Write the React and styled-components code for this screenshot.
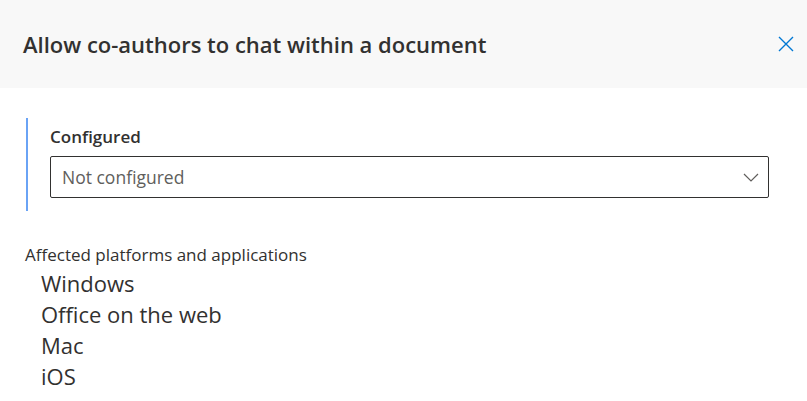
import React from "react";
import styled, { createGlobalStyle } from "styled-components";

const GlobalStyle = createGlobalStyle`
  body {
    margin: 0;
    background: #ffffff;
    font-family: "Open Sans", "Noto Sans", sans-serif;
    color: #323130;
  }
`;

const platforms = ["Windows", "Office on the web", "Mac", "iOS"];

export default function App() {
  return (
    <>
      <GlobalStyle />
      <Panel>
        <Header>
          <Title>Allow co-authors to chat within a document</Title>
          <CloseButton aria-label="Close">
            <svg width="16" height="16" viewBox="0 0 16 16">
              <path d="M1 1 L15 15 M15 1 L1 15" stroke="#0078d4" strokeWidth="1.4" fill="none" />
            </svg>
          </CloseButton>
        </Header>
        <Body>
          <Setting>
            <Label>Configured</Label>
            <Select>
              <span>Not configured</span>
              <svg width="16" height="9" viewBox="0 0 16 9">
                <path d="M1 1 L8 8 L15 1" stroke="#605e5c" strokeWidth="1.2" fill="none" />
              </svg>
            </Select>
          </Setting>
          <Affected>
            <AffectedTitle>Affected platforms and applications</AffectedTitle>
            <PlatformList>
              {platforms.map((p) => (
                <Platform key={p}>{p}</Platform>
              ))}
            </PlatformList>
          </Affected>
        </Body>
      </Panel>
    </>
  );
}

const Panel = styled.div`
  width: 807px;
  height: 401px;
  background: #ffffff;
  overflow: hidden;
`;

const Header = styled.div`
  height: 88px;
  background: #f8f8f8;
  display: flex;
  align-items: center;
  justify-content: space-between;
  padding: 0 12px 0 23px;
  box-sizing: border-box;
`;

const Title = styled.h1`
  margin: 0 0 1px;
  font-size: 22px;
  line-height: 30px;
  font-weight: 600;
  color: #323130;
`;

const CloseButton = styled.button`
  border: none;
  background: transparent;
  padding: 0;
  width: 16px;
  height: 16px;
  display: flex;
  margin-right: 1px;
`;

const Body = styled.div`
  padding: 30px 38px 0 25px;
`;

const Setting = styled.div`
  margin-left: 1px;
  border-left: 2px solid #6aa3f5;
  padding: 8px 0 13px 22px;
`;

const Label = styled.div`
  font-size: 17px;
  font-weight: 600;
  color: #323130;
  line-height: 22px;
  margin-bottom: 8px;
`;

const Select = styled.div`
  height: 42px;
  box-sizing: border-box;
  border: 1px solid #323130;
  border-radius: 2px;
  display: flex;
  align-items: center;
  justify-content: space-between;
  padding: 0 9px 0 11px;
  font-size: 17.5px;
  color: #605e5c;
`;

const Affected = styled.div`
  margin-top: 33px;
`;

const AffectedTitle = styled.div`
  font-size: 17px;
  line-height: 22px;
  color: #323130;
`;

const PlatformList = styled.div`
  padding: 2px 0 0 16px;
  display: flex;
  flex-direction: column;
`;

const Platform = styled.div`
  font-size: 22px;
  line-height: 31px;
  font-weight: 400;
  color: #323130;
`;
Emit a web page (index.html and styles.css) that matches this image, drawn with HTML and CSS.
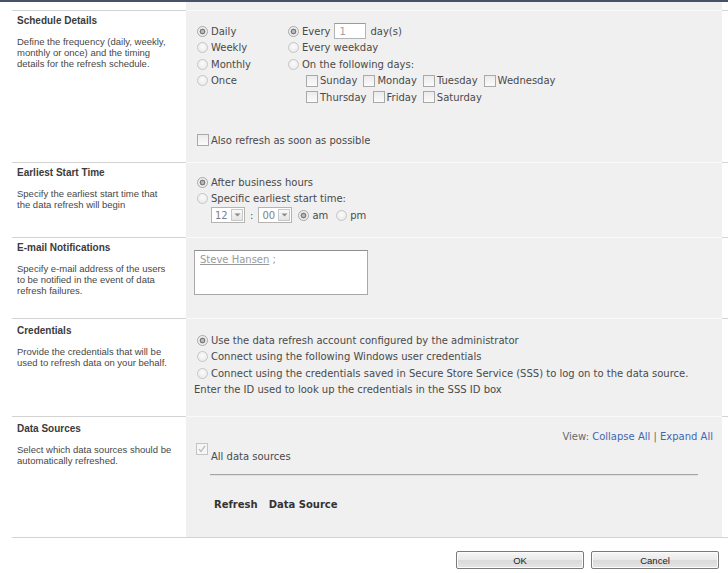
FILE: index.html
```html
<!DOCTYPE html>
<html>
<head>
<meta charset="utf-8">
<title>Refresh Schedule</title>
<link rel="stylesheet" href="styles.css">
</head>
<body>
<div class="topbar"></div>
<div class="form">
  <div class="sec sec-top"><div class="left"></div><div class="right"></div><div class="edge"></div></div>

  <div class="sec s1">
    <div class="left">
      <div class="title">Schedule Details</div>
      <div class="desc">Define the frequency (daily, weekly,<br>monthly or once) and the timing<br>details for the refresh schedule.</div>
    </div>
    <div class="right">
      <div class="freq">
        <div class="colA">
          <div class="row"><span class="radio on"></span>Daily</div>
          <div class="row"><span class="radio"></span>Weekly</div>
          <div class="row"><span class="radio"></span>Monthly</div>
          <div class="row"><span class="radio"></span>Once</div>
        </div>
        <div class="colB">
          <div class="row"><span class="radio on"></span>Every<span class="num">1</span>day(s)</div>
          <div class="row"><span class="radio"></span>Every weekday</div>
          <div class="row"><span class="radio"></span>On the following days:</div>
          <div class="row days">
            <span class="day"><span class="cb"></span>Sunday</span>
            <span class="day"><span class="cb"></span>Monday</span>
            <span class="day"><span class="cb"></span>Tuesday</span>
            <span class="day"><span class="cb"></span>Wednesday</span>
          </div>
          <div class="row days">
            <span class="day"><span class="cb"></span>Thursday</span>
            <span class="day"><span class="cb"></span>Friday</span>
            <span class="day"><span class="cb"></span>Saturday</span>
          </div>
        </div>
      </div>
      <div class="row also"><span class="cb cb-l"></span>Also refresh as soon as possible</div>
    </div>
    <div class="edge"></div>
  </div>

  <div class="sec s2">
    <div class="left">
      <div class="title">Earliest Start Time</div>
      <div class="desc">Specify the earliest start time that<br>the data refresh will begin</div>
    </div>
    <div class="right">
      <div class="row"><span class="radio on"></span>After business hours</div>
      <div class="row"><span class="radio"></span>Specific earliest start time:</div>
      <div class="row time">
        <span class="sel"><span class="val">12</span><span class="drop"><svg width="7" height="4" viewBox="0 0 7 4"><path d="M0.5 0.5 L3.5 3.5 L6.5 0.5 Z" fill="#8a8a8a"/></svg></span></span>
        <span class="colon">:</span>
        <span class="sel"><span class="val">00</span><span class="drop"><svg width="7" height="4" viewBox="0 0 7 4"><path d="M0.5 0.5 L3.5 3.5 L6.5 0.5 Z" fill="#8a8a8a"/></svg></span></span>
        <span class="radio on"></span><span class="ampm">am</span>
        <span class="radio"></span><span class="ampm">pm</span>
      </div>
    </div>
    <div class="edge"></div>
  </div>

  <div class="sec s3">
    <div class="left">
      <div class="title">E-mail Notifications</div>
      <div class="desc">Specify e-mail address of the users<br>to be notified in the event of data<br>refresh failures.</div>
    </div>
    <div class="right">
      <div class="people"><span class="person">Steve Hansen</span> ;</div>
    </div>
    <div class="edge"></div>
  </div>

  <div class="sec s4">
    <div class="left">
      <div class="title">Credentials</div>
      <div class="desc">Provide the credentials that will be<br>used to refresh data on your behalf.</div>
    </div>
    <div class="right">
      <div class="row"><span class="radio on"></span>Use the data refresh account configured by the administrator</div>
      <div class="row"><span class="radio"></span>Connect using the following Windows user credentials</div>
      <div class="row"><span class="radio"></span>Connect using the credentials saved in Secure Store Service (SSS) to log on to the data source.</div>
      <div class="row plain">Enter the ID used to look up the credentials in the SSS ID box</div>
    </div>
    <div class="edge"></div>
  </div>

  <div class="sec s5">
    <div class="left">
      <div class="title">Data Sources</div>
      <div class="desc">Select which data sources should be<br>automatically refreshed.</div>
    </div>
    <div class="right">
      <div class="view">View: <a class="lnk">Collapse All</a> | <a class="lnk">Expand All</a></div>
      <div class="allds"><span class="cb cb-chk"><svg width="10" height="10" viewBox="0 0 10 10"><path d="M2 5.2 L4 7.5 L8 1.8" fill="none" stroke="#b8b8b8" stroke-width="1.2"/></svg></span><span class="alltxt">All data sources</span></div>
      <div class="rule"></div>
      <div class="heads"><span>Refresh</span><span>Data Source</span></div>
    </div>
    <div class="edge"></div>
  </div>

  <div class="foot">
    <button class="btn">OK</button>
    <button class="btn">Cancel</button>
  </div>
</div>
</body>
</html>
```

FILE: styles.css
```css
html, body {
  margin: 0;
  padding: 0;
  background: #ffffff;
}
body {
  font-family: "DejaVu Sans", Verdana, sans-serif;
  font-size: 10px;
  color: #4a4a4a;
}
.topbar {
  height: 2px;
  background: #465366;
}
.form {
  margin-left: 12px;
}
.sec {
  display: grid;
  grid-template-columns: 174px 536px 6px;
  box-sizing: border-box;
  border-top: 1px solid #d3d3d3;
}
.sec-top {
  height: 8px;
  border-top: none;
}
.s1 { height: 152px; }
.s2 { height: 75px; }
.s3 { height: 81px; }
.s4 { height: 98px; }
.s5 { height: 121px; }
.left {
  background: #ffffff;
  padding: 4px 0 0 5px;
  font-family: "Liberation Sans", Arial, sans-serif;
}
.s4 .left { padding-top: 6px; }
.s5 .left { padding-top: 6px; }
.right {
  background: #f0f0f0;
  border-top: 1px solid #fafafa;
  margin-top: -1px;
  padding: 0 9px 0 8px;
  box-sizing: border-box;
}
.sec-top .right { border-top: none; margin-top: 0; }
.edge { background: #ffffff; }
.title {
  font-weight: bold;
  font-size: 10px;
  line-height: 12px;
  color: #3b3b3b;
  margin-bottom: 9px;
}
.desc {
  font-size: 9.5px;
  line-height: 11px;
  color: #474747;
}
.row {
  height: 16.5px;
  display: flex;
  align-items: center;
  white-space: nowrap;
}
.radio {
  display: inline-block;
  box-sizing: border-box;
  width: 11px;
  height: 11px;
  border-radius: 50%;
  border: 1px solid #c6c6c6;
  background: radial-gradient(circle at 50% 40%, #fbfbfb 0, #e6e6e6 100%);
  margin: 0 3px;
  flex: none;
}
.radio.on {
  border-color: #a9a9a9;
  background: radial-gradient(circle, #b9b9b9 0, #b9b9b9 1.3px, #7b7b7b 1.8px, #7b7b7b 2.6px, #ececec 3.2px, #f4f4f4 100%);
}
.cb {
  display: inline-block;
  box-sizing: border-box;
  width: 12px;
  height: 12px;
  border: 1px solid #a9a9a9;
  background: linear-gradient(#ebebeb, #fbfbfb);
  margin-right: 2px;
  flex: none;
}
.s1 .right { padding-top: 12px; }
.freq { display: flex; }
.colA { width: 91px; }
.num {
  display: inline-block;
  box-sizing: border-box;
  width: 32px;
  height: 16px;
  border: 1px solid #b4b4b4;
  border-top-color: #9a9a9a;
  background: #ffffff;
  color: #a0a0a0;
  padding: 2px 0 0 4px;
  margin: 0 4px 0 4px;
  line-height: 11px;
}
.days { padding-left: 21px; }
.day { display: inline-flex; align-items: center; margin-right: 6px; }
.also { margin-top: 26.5px; padding-left: 3px; }
.cb-l { margin-right: 2px; }

.s2 .right { padding-top: 11px; }
.time { padding-left: 17px; }
.sel {
  display: inline-flex;
  box-sizing: border-box;
  width: 34px;
  height: 16px;
  border: 1px solid #b4b4b4;
  background: #ffffff;
  align-items: center;
  justify-content: space-between;
  padding: 0 1px 0 3px;
}
.sel .val { color: #808080; }
.drop {
  display: inline-flex;
  align-items: center;
  justify-content: center;
  box-sizing: border-box;
  width: 12px;
  height: 12px;
  border: 1px solid #c8c8c8;
  background: linear-gradient(#fafafa, #e4e4e4);
}
.colon { margin: 0 5px 0 5px; color: #555; }
.time .radio { margin: 0 3px 0 6px; }
.ampm { margin-right: 2px; }

.s3 .right { padding-top: 12px; }
.people {
  box-sizing: border-box;
  width: 174px;
  height: 45px;
  border: 1px solid #a8a8a8;
  border-top-color: #8f8f8f;
  background: #ffffff;
  padding: 3px 5px;
  color: #9a9a9a;
  line-height: 12px;
}
.person { text-decoration: underline; }

.s4 .right { padding-top: 13px; }
.plain { padding-left: 0; }

.s5 .right { padding-top: 14px; }
.view {
  text-align: right;
  line-height: 12px;
  height: 12px;
  color: #6a6a6a;
}
.lnk { color: #3f67b1; text-decoration: none; }
.allds {
  display: flex;
  align-items: flex-start;
  padding-left: 2px;
  height: 20px;
}
.cb-chk {
  border-color: #c4c4c4;
  background: #f6f6f6;
  display: inline-flex;
  align-items: center;
  justify-content: center;
  margin-right: 3px;
}
.alltxt { padding-top: 8px; line-height: 12px; }
.rule {
  margin: 11px 15px 0 16px;
  height: 1px;
  background: #a4a4a4;
  border-bottom: 1px solid #e2e2e2;
}
.heads {
  margin: 23px 0 0 20px;
  font-weight: bold;
  font-size: 10px;
  line-height: 12px;
  color: #333333;
}
.heads span:first-child { margin-right: 11px; }

.foot {
  border-top: 1px solid #d3d3d3;
  display: flex;
  justify-content: flex-end;
  gap: 7px;
  padding: 13px 9px 0 0;
}
.btn {
  box-sizing: border-box;
  width: 128px;
  height: 18px;
  border: 1px solid #7a7a7a;
  border-radius: 2px;
  background: linear-gradient(#f6f6f6 0%, #e9e9e9 50%, #dadada 51%, #e4e4e4 100%);
  font-family: "Liberation Sans", Arial, sans-serif;
  font-size: 9.5px;
  color: #222222;
  padding: 0;
  box-shadow: inset 0 0 0 1px #fcfcfc;
}
```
--------
THE TASK
Gather and copy every line of the data in which the string "components" is found.

SOLUTION FOR THIS EXERCISE
Write the React and styled-components code for this screenshot.
import styled, { createGlobalStyle } from "styled-components";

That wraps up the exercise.